New Mexico’s violent crime rate increased 30 percent between 2014 and 2020.
The rate at which cases are solved hasn’t kept pace.
A forthcoming report by staff at the Legislative Finance Committee found violent crime clearance rates — or the rate at which crimes are closed, generally through arrest — fell 25 percent during the same period.
“Our staff went through 10 years of data from the FBI to look at violent crime rate trends and clearance rate trends, and we found that since 2011, we’ve seen an overall increase in the violent crime rate,” Jon Courtney, the committee’s deputy director for program evaluators, said Tuesday. “But it seems that the violent crime clearance rate … has been trending downwards.”
An offense has been “cleared” when at least one person has been arrested, charged or turned over to the courts for prosecution, according to a 2018 report by the Legislative Finance Committee.
“In that 2018 report, we identify swiftness and certainty and addressing root causes of crime as key for crime reduction,” Courtney said.
The committee is working on a progress report for the 2018 evaluation, which focused on the criminal justice system in Bernalillo County and also found declining clearance rates.
The cause of falling clearance rates is “a question that we still need to figure out,” Courtney said. “We’re currently looking into that [as part of the progress report] and hopefully should have some more insight into why that might be happening come January.”
The state’s violent crime rate eclipsed the clearance rate in 2015, according to the recent analysis.
“Falling violent crime case clearance rates … suggest the state is failing to create the certainty of arrest that research shows is a significant deterrent to crime,” the Legislative Finance Committee wrote in its December newsletter, released Tuesday. “Research suggests more officers deployed in a way that creates the perception the risk of arrest is high helps deter crime.”
But New Mexico has struggled to put more officers on the streets.
“During the period of crime growth between 2014 and 2018, the number of law enforcement officers in New Mexico municipal police departments, county sheriffs’ offices, and state police was essentially stagnant,” the newsletter states.

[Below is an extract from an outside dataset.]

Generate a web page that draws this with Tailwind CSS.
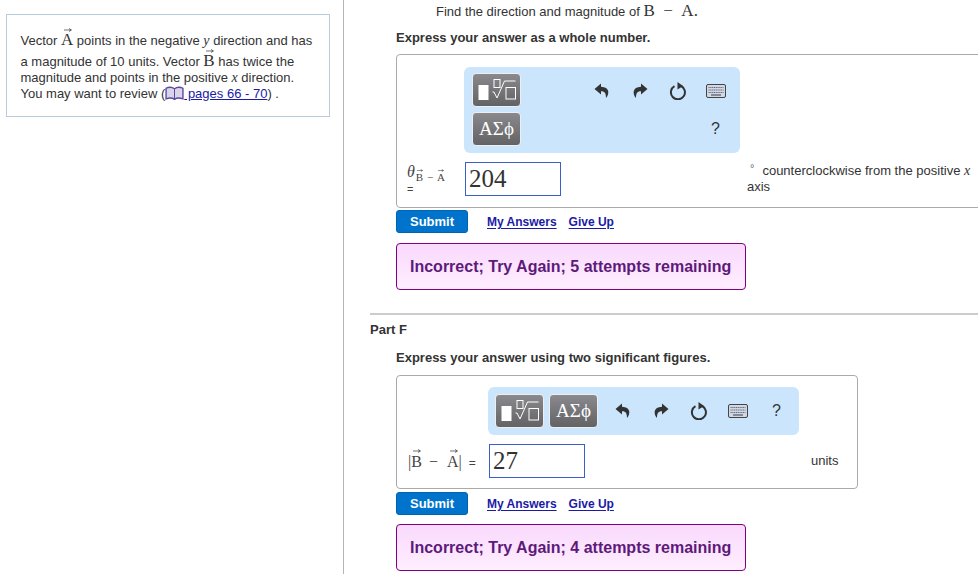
<!DOCTYPE html>
<html>
<head>
<meta charset="utf-8">
<script src="https://cdn.jsdelivr.net/npm/@tailwindcss/browser@4"></script>
</head>
<body class="bg-white overflow-hidden font-['Liberation_Sans',sans-serif] text-[#333] text-[13px]">
<svg class="hidden">
  <symbol id="vec" viewBox="0 0 8 4"><path d="M0 2h7M5 .5 7.500 2 5 3.500" fill="none" stroke="#333" stroke-width=".7"/></symbol>
  <symbol id="undo" viewBox="0 0 16 16"><path d="M7 .5 .5 6 7 11.500V8.200C10.500 8 12 10 12 15 15.500 11 16 4 7 3.700Z" fill="#333"/></symbol>
  <symbol id="redo" viewBox="0 0 16 16"><path d="M9 .5 15.500 6 9 11.500V8.200C5.500 8 4 10 4 15 .5 11 0 4 9 3.700Z" fill="#333"/></symbol>
  <symbol id="reset" viewBox="0 0 18 18"><path d="M5.500 4.200A7 7 0 1 0 11.500 3.800" fill="none" stroke="#333" stroke-width="2"/><path d="M13.500 0 8 4 13.500 7.500Z" fill="#333" transform="matrix(-1 0 0 1 22 0)"/></symbol>
  <symbol id="kbd" viewBox="0 0 20 14"><rect x=".5" y=".5" width="19" height="13" rx="1.500" fill="#cfd8e3" stroke="#444"/><path d="M2.500 3.500h15M2.500 6h15M2.500 8.500h15" stroke="#667" stroke-dasharray="1.200 .6"/><path d="M5 11h10" stroke="#556" stroke-width="1.200"/></symbol>
  <symbol id="tmpl" viewBox="0 0 40 28"><rect x="1.500" y="9" width="10" height="15" fill="#fff"/><rect x="17" y="3.500" width="6" height="8" fill="none" stroke="#fff"/><path d="M15.500 16h1.500l3 6 7.500-17H38.500" fill="none" stroke="#fff"/><rect x="29" y="11.500" width="9.500" height="11.500" fill="none" stroke="#fff"/></symbol>
</svg>

<div class="flex h-[574px] w-[978px]">
  <!-- Left column -->
  <aside class="w-[344px] shrink-0 border-r border-[#b5b5b5] pl-[6px] pt-[14px]">
    <div class="w-[324px] h-[103px] border border-[#b5cbe0] pl-[13.500px] pt-[13px] leading-[16px]">
      <p class="h-[23px] pt-[3px] whitespace-nowrap">Vector <span class="relative inline-block font-['Liberation_Serif',serif] text-[17px] leading-none">A<svg class="absolute left-[3px] -top-[3px] w-[8px] h-[4px]"><use href="#vec"/></svg></span> points in the negative <i class="font-['Liberation_Serif',serif] text-[14px]">y</i> direction and has</p>
      <p class="mt-[1px] whitespace-nowrap">a magnitude of 10 units. Vector <span class="relative inline-block font-['Liberation_Serif',serif] text-[17px] leading-none">B<svg class="absolute left-[3px] -top-[3px] w-[8px] h-[4px]"><use href="#vec"/></svg></span> has twice the</p>
      <p class="whitespace-nowrap">magnitude and points in the positive <i class="font-['Liberation_Serif',serif] text-[14px]">x</i> direction.</p>
      <p class="whitespace-nowrap">You may want to review (<svg class="inline-block w-[19px] h-[14px] align-[-2px]" viewBox="0 0 18 13"><path d="M1 2c3-1.500 6-1 8 .5 2-1.500 5-2 8-.5v10c-3-1-6-1-8 .5-2-1.500-5-1.500-8-.5Z" fill="#d9d4ec" stroke="#5b4a9a" stroke-width="1.300"/><path d="M9 2.500v10" stroke="#5b4a9a"/></svg><a class="text-[#1a1aa6] underline"> pages 66 - 70</a>) .</p>
    </div>
  </aside>

  <!-- Right column -->
  <main class="flex-1 min-w-0 pl-[26px] overflow-hidden">
    <div class="pl-[26px]">
      <p class="pl-[40px] h-[24px] pt-[3px] leading-[16px] whitespace-nowrap">Find the direction and magnitude of <span class="font-['Liberation_Serif',serif] text-[17px]">B &nbsp;− &nbsp;A.</span></p>
      <p class="h-[30px] pt-[6px] font-bold leading-[16px]">Express your answer as a whole number.</p>

      <!-- Answer box E -->
      <div class="w-[640px] h-[154px] border border-[#aaa] rounded-[4px] flex flex-col">
        <div class="ml-[67px] mt-[12px] w-[276px] h-[86px] bg-[#cbe5fd] rounded-[6px] pl-[8px] pr-[14px] py-[6px] flex justify-between">
          <div class="flex flex-col gap-[5px]">
            <div class="w-[49px] h-[34px] rounded-[4px] border border-[#eee] bg-gradient-to-b from-[#8a8a8e] to-[#636366] flex items-center justify-center">
              <svg class="w-[40px] h-[28px]"><use href="#tmpl"/></svg>
            </div>
            <div class="w-[49px] h-[34px] rounded-[4px] border border-[#eee] bg-gradient-to-b from-[#8a8a8e] to-[#636366] flex items-center justify-center text-white text-[19px] font-['Liberation_Serif',serif]">ΑΣϕ</div>
          </div>
          <div class="w-[132px] pt-[8px] flex flex-col">
            <div class="flex items-center h-[20px]">
              <svg class="w-[16px] h-[16px]"><use href="#undo"/></svg>
              <svg class="w-[16px] h-[16px] ml-[22px]"><use href="#redo"/></svg>
              <svg class="w-[18px] h-[18px] ml-[21px]"><use href="#reset"/></svg>
              <svg class="w-[20px] h-[14px] ml-[19px]"><use href="#kbd"/></svg>
            </div>
            <div class="mt-[19px] pr-[6px] text-right text-[16px] leading-[18px]">?</div>
          </div>
        </div>
        <div class="flex mt-[9px] h-[34px]">
          <div class="w-[68px] pl-[10px] font-['Liberation_Serif',serif] text-[#444] pt-[2px] leading-none">
            <div class="flex items-start h-[20px]">
              <i class="text-[16px]">θ</i>
              <span class="relative top-[8px] text-[11px] tracking-[0.5px] whitespace-nowrap ml-px">
                <span class="relative inline-block">B<svg class="absolute left-[1px] -top-[3px] w-[6px] h-[3px]"><use href="#vec"/></svg></span> − <span class="relative inline-block">A<svg class="absolute left-[1px] -top-[3px] w-[6px] h-[3px]"><use href="#vec"/></svg></span>
              </span>
            </div>
            <div class="text-[11px] font-['Liberation_Sans',sans-serif]">=</div>
          </div>
          <div class="w-[96px] h-[34px] border border-[#3a5fcd] pl-[3px] font-['Liberation_Serif',serif] text-[25px] leading-[31px]">204</div>
          <div class="ml-[186px] -mt-[2px] leading-[16px] whitespace-nowrap">
            <p><span class="text-[11px] text-[#666] align-[3px] mr-[8px] pl-[3px]">°</span>counterclockwise from the positive <i class="font-['Liberation_Serif',serif] text-[14px]">x</i></p>
            <p>axis</p>
          </div>
        </div>
      </div>

      <div class="flex items-center mt-[2px] h-[23px]">
        <button class="w-[72px] h-[23px] pt-px bg-[#0074cc] border border-[#0065b0] rounded-[3px] text-white font-bold">Submit</button>
        <a class="ml-[19px] text-[#1a1aa6] font-bold text-[12px] underline underline-offset-2">My Answers</a>
        <a class="ml-[12px] text-[#1a1aa6] font-bold text-[12px] underline underline-offset-2">Give Up</a>
      </div>
      <div class="mt-[10px] w-[350px] h-[47px] border border-[#800080] rounded-[4px] bg-gradient-to-b from-[#f9d9fd] to-[#ffeeff] flex items-center pl-[13px] text-[#5d1a7a] font-bold text-[16px]">Incorrect; Try Again; 5 attempts remaining</div>
    </div>

    <div class="mt-[23px] border-t-2 border-[#ccc] pt-[7px]">
      <h3 class="font-bold text-[13px] leading-[16px]">Part F</h3>
      <div class="pl-[26px]">
        <p class="mt-[12px] h-[25px] font-bold leading-[16px]">Express your answer using two significant figures.</p>

        <!-- Answer box F -->
        <div class="w-[462px] h-[114px] border border-[#aaa] rounded-[4px] flex flex-col">
          <div class="ml-[91px] mt-[11px] w-[311px] h-[48px] bg-[#cbe5fd] rounded-[6px] px-[7px] flex items-center">
            <div class="w-[49px] h-[34px] rounded-[4px] border border-[#eee] bg-gradient-to-b from-[#8a8a8e] to-[#636366] flex items-center justify-center">
              <svg class="w-[40px] h-[28px]"><use href="#tmpl"/></svg>
            </div>
            <div class="ml-[5px] w-[49px] h-[34px] rounded-[4px] border border-[#eee] bg-gradient-to-b from-[#8a8a8e] to-[#636366] flex items-center justify-center text-white text-[19px] font-['Liberation_Serif',serif]">ΑΣϕ</div>
            <svg class="ml-[17px] w-[16px] h-[16px]"><use href="#undo"/></svg>
            <svg class="ml-[22px] w-[16px] h-[16px]"><use href="#redo"/></svg>
            <svg class="ml-[21px] w-[18px] h-[18px]"><use href="#reset"/></svg>
            <svg class="ml-[20px] w-[20px] h-[14px]"><use href="#kbd"/></svg>
            <span class="ml-[24px] text-[16px] leading-[18px]">?</span>
          </div>
          <div class="flex items-center mt-[9px] h-[34px]">
            <div class="w-[92px] pl-[11px] pt-[2px] font-['Liberation_Serif',serif] text-[16px] whitespace-nowrap text-[#444]">
              |<span class="relative inline-block">B<svg class="absolute left-[2px] -top-[1px] w-[8px] h-[4px]"><use href="#vec"/></svg></span> <span class="mx-[3px]">−</span> <span class="relative inline-block ml-[2px]">A<svg class="absolute left-[3px] -top-[1px] w-[8px] h-[4px]"><use href="#vec"/></svg></span>| <span class="ml-[3px] font-['Liberation_Sans',sans-serif] text-[12px]">=</span>
            </div>
            <div class="w-[96px] h-[34px] border border-[#3a5fcd] pl-[3px] font-['Liberation_Serif',serif] text-[25px] leading-[31px]">27</div>
            <span class="ml-[226px] whitespace-nowrap">units</span>
          </div>
        </div>

        <div class="flex items-center mt-[3px] h-[23px]">
          <button class="w-[72px] h-[23px] pt-px bg-[#0074cc] border border-[#0065b0] rounded-[3px] text-white font-bold">Submit</button>
          <a class="ml-[19px] text-[#1a1aa6] font-bold text-[12px] underline underline-offset-2">My Answers</a>
          <a class="ml-[12px] text-[#1a1aa6] font-bold text-[12px] underline underline-offset-2">Give Up</a>
        </div>
        <div class="mt-[9px] w-[350px] h-[47px] border border-[#800080] rounded-[4px] bg-gradient-to-b from-[#f9d9fd] to-[#ffeeff] flex items-center pl-[13px] text-[#5d1a7a] font-bold text-[16px]">Incorrect; Try Again; 4 attempts remaining</div>
      </div>
    </div>
  </main>
</div>
</body>
</html>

The report comes as Gov. Michelle Lujan Grisham plans to push for $100 million in funding during the 30-day legislative session that begins in January to hire an additional 1,000 new law enforcement officers statewide. Lujan Grisham, whose critics have tried to portray her as soft on crime as she seeks reelection next year, said recently she plans to “lean in” during the session on statewide initiatives that affect public safety.
Her public safety secretary, Jason Bowie, said addressing New Mexico’s crime is a major priority.
“We share the concerns of the LFC and New Mexicans at large over the rising violent crime rate, which is unfortunately being seen nationwide,” Bowie said in a statement. He was appointed secretary-designate of the state Department of Public Safety in July.
“Improving public safety for New Mexicans is our mission,” Bowie added, “and the governor and state agencies are working together with law enforcement and criminal justice communities to develop a legislative package to address the staffing shortages referenced during the upcoming legislative session.”